What you will do:
Keep only the lines of the data below that contain "index", and copy them.

Supplied material:
-.-.-

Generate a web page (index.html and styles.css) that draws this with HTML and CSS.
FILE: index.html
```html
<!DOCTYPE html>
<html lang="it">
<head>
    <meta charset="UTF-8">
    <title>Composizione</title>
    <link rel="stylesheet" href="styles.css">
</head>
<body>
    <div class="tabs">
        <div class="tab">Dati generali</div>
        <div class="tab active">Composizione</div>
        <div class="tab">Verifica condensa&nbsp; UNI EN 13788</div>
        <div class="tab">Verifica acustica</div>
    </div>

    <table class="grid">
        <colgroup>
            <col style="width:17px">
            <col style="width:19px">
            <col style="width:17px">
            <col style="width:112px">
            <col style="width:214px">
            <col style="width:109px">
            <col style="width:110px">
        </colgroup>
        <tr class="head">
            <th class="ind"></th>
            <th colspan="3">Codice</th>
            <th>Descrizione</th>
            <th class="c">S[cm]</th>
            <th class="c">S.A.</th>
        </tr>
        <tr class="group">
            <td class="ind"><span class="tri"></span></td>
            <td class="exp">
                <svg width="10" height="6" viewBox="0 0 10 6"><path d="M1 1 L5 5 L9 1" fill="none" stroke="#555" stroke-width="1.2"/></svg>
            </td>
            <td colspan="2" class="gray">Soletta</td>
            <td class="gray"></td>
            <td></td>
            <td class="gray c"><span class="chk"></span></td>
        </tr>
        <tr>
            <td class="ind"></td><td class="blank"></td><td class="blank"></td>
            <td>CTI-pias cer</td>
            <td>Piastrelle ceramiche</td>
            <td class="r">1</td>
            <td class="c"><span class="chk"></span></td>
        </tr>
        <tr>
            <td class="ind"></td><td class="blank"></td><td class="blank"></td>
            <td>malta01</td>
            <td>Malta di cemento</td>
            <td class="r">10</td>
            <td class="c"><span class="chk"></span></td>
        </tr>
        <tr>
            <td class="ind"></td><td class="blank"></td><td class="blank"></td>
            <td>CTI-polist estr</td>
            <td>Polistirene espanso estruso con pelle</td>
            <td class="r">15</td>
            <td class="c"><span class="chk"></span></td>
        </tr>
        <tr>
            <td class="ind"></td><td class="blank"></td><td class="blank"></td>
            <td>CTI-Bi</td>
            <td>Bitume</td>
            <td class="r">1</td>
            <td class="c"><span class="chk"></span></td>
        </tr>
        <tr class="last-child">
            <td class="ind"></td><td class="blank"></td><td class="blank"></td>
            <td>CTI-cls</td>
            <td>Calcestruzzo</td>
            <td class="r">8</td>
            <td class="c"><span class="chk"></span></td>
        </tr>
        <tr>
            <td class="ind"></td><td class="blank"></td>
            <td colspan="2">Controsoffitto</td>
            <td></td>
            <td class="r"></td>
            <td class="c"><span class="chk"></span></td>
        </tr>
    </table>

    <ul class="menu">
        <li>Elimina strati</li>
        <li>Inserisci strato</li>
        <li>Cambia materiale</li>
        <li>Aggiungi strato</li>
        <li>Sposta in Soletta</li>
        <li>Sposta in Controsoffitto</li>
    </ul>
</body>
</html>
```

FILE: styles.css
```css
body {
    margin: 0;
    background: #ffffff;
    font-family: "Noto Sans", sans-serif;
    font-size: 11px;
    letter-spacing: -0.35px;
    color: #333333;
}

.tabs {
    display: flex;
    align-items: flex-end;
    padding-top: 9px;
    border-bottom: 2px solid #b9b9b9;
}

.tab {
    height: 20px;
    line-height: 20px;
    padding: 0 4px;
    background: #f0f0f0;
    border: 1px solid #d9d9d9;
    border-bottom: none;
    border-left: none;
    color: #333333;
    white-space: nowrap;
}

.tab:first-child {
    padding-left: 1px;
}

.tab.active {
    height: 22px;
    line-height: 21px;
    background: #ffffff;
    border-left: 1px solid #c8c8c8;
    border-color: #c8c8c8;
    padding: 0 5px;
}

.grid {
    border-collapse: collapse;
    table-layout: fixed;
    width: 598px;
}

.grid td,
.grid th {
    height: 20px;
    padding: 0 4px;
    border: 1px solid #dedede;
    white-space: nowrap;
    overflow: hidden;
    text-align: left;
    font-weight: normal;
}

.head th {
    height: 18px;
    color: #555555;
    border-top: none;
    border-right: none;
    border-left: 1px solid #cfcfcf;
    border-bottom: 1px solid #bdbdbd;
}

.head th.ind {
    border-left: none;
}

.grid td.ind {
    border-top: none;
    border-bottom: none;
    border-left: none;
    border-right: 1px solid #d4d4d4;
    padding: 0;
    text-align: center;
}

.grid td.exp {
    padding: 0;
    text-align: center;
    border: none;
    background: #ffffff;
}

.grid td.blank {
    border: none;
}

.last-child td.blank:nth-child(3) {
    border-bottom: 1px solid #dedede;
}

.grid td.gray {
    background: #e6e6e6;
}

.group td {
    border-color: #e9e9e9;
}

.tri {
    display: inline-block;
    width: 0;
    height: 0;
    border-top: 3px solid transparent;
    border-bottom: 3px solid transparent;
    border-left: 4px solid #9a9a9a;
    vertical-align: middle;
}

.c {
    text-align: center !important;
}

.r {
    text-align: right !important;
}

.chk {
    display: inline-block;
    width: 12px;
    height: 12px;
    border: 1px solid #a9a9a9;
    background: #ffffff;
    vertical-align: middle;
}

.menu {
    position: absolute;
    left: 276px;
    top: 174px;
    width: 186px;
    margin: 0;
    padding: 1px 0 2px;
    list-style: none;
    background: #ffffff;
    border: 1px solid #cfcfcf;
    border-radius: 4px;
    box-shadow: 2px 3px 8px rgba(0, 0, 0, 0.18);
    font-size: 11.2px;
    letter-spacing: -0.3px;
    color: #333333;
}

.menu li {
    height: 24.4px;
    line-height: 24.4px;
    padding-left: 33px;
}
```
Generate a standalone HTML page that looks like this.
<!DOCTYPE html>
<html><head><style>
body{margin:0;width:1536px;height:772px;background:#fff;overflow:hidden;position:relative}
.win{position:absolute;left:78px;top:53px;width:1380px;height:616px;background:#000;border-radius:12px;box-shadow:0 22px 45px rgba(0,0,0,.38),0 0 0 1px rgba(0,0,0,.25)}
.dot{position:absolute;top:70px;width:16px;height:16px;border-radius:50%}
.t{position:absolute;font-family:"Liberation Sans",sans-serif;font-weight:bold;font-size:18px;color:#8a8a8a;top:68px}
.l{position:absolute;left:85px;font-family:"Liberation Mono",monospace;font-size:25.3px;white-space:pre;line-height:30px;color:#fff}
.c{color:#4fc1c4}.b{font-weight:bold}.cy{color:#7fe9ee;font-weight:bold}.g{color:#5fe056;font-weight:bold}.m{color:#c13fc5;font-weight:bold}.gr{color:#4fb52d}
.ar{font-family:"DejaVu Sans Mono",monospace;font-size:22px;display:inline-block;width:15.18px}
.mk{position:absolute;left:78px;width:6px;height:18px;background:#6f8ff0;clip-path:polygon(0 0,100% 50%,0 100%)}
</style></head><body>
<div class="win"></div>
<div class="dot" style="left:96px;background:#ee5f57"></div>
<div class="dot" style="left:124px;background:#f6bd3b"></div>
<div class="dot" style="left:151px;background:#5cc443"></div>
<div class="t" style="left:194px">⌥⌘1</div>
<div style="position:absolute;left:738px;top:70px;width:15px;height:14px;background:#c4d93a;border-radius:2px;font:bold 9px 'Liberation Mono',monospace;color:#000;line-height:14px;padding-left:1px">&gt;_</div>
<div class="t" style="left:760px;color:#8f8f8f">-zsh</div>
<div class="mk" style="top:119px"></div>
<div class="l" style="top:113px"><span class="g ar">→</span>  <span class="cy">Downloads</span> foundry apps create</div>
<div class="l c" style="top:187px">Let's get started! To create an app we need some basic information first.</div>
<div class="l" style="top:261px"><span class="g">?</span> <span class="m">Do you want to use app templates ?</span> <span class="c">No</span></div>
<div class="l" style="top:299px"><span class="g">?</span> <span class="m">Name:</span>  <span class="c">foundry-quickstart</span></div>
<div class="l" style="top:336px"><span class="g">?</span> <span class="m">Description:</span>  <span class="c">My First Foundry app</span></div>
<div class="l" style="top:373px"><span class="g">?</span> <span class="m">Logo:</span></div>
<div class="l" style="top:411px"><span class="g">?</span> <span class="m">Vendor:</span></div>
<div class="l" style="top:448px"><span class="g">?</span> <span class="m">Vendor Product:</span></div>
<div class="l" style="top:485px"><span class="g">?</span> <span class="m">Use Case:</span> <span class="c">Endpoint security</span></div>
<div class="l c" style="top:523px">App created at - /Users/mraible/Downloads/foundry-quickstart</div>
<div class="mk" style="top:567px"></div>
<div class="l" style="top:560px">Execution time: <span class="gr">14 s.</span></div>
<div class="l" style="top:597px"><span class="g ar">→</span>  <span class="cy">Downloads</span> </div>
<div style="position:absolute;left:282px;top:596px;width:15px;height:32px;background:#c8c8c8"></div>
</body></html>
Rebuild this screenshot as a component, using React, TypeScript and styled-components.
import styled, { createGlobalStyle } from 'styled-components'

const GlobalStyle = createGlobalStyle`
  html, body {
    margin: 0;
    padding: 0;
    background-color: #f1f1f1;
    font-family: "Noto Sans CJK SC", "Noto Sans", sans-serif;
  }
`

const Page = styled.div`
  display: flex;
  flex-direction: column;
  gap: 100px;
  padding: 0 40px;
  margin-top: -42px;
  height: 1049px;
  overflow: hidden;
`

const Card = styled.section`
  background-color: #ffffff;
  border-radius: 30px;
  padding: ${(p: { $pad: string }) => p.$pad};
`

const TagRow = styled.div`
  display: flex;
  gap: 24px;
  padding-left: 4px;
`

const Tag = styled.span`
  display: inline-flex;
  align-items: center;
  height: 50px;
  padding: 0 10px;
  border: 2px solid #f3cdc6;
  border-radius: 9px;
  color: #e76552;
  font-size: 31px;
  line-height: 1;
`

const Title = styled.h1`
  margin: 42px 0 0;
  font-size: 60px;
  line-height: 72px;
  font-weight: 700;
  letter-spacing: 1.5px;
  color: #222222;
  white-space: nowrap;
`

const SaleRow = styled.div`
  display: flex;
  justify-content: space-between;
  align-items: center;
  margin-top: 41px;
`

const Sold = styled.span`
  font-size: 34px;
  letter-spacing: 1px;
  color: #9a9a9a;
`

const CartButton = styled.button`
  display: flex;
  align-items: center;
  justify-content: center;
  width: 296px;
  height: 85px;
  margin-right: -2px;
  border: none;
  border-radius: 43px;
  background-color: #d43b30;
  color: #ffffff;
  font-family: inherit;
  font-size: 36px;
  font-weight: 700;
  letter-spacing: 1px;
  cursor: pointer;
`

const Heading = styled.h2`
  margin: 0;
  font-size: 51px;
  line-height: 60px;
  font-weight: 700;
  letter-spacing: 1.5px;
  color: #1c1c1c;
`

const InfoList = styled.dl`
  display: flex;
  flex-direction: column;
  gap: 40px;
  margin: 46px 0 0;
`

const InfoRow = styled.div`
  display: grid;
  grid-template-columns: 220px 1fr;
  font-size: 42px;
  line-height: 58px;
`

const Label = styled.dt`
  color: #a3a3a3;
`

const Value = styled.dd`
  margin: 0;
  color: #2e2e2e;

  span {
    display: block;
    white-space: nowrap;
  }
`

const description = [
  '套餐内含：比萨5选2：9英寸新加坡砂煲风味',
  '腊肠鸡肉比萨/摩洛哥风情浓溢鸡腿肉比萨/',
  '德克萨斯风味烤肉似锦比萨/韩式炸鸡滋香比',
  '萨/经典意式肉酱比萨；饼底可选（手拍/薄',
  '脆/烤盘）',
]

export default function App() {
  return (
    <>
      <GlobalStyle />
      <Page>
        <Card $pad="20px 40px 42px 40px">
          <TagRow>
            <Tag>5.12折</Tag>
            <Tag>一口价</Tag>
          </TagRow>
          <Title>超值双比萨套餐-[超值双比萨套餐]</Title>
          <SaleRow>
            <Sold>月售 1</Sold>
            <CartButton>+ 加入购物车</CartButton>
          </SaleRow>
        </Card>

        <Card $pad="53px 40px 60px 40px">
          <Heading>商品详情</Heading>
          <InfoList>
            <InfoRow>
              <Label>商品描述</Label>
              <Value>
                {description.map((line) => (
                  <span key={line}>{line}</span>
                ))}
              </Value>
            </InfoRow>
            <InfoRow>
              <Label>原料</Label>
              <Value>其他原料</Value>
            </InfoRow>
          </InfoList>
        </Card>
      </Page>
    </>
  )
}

-.-.-

Exercise answer:
Generate a web page (index.html and styles.css) that draws this with HTML and CSS.
FILE: index.html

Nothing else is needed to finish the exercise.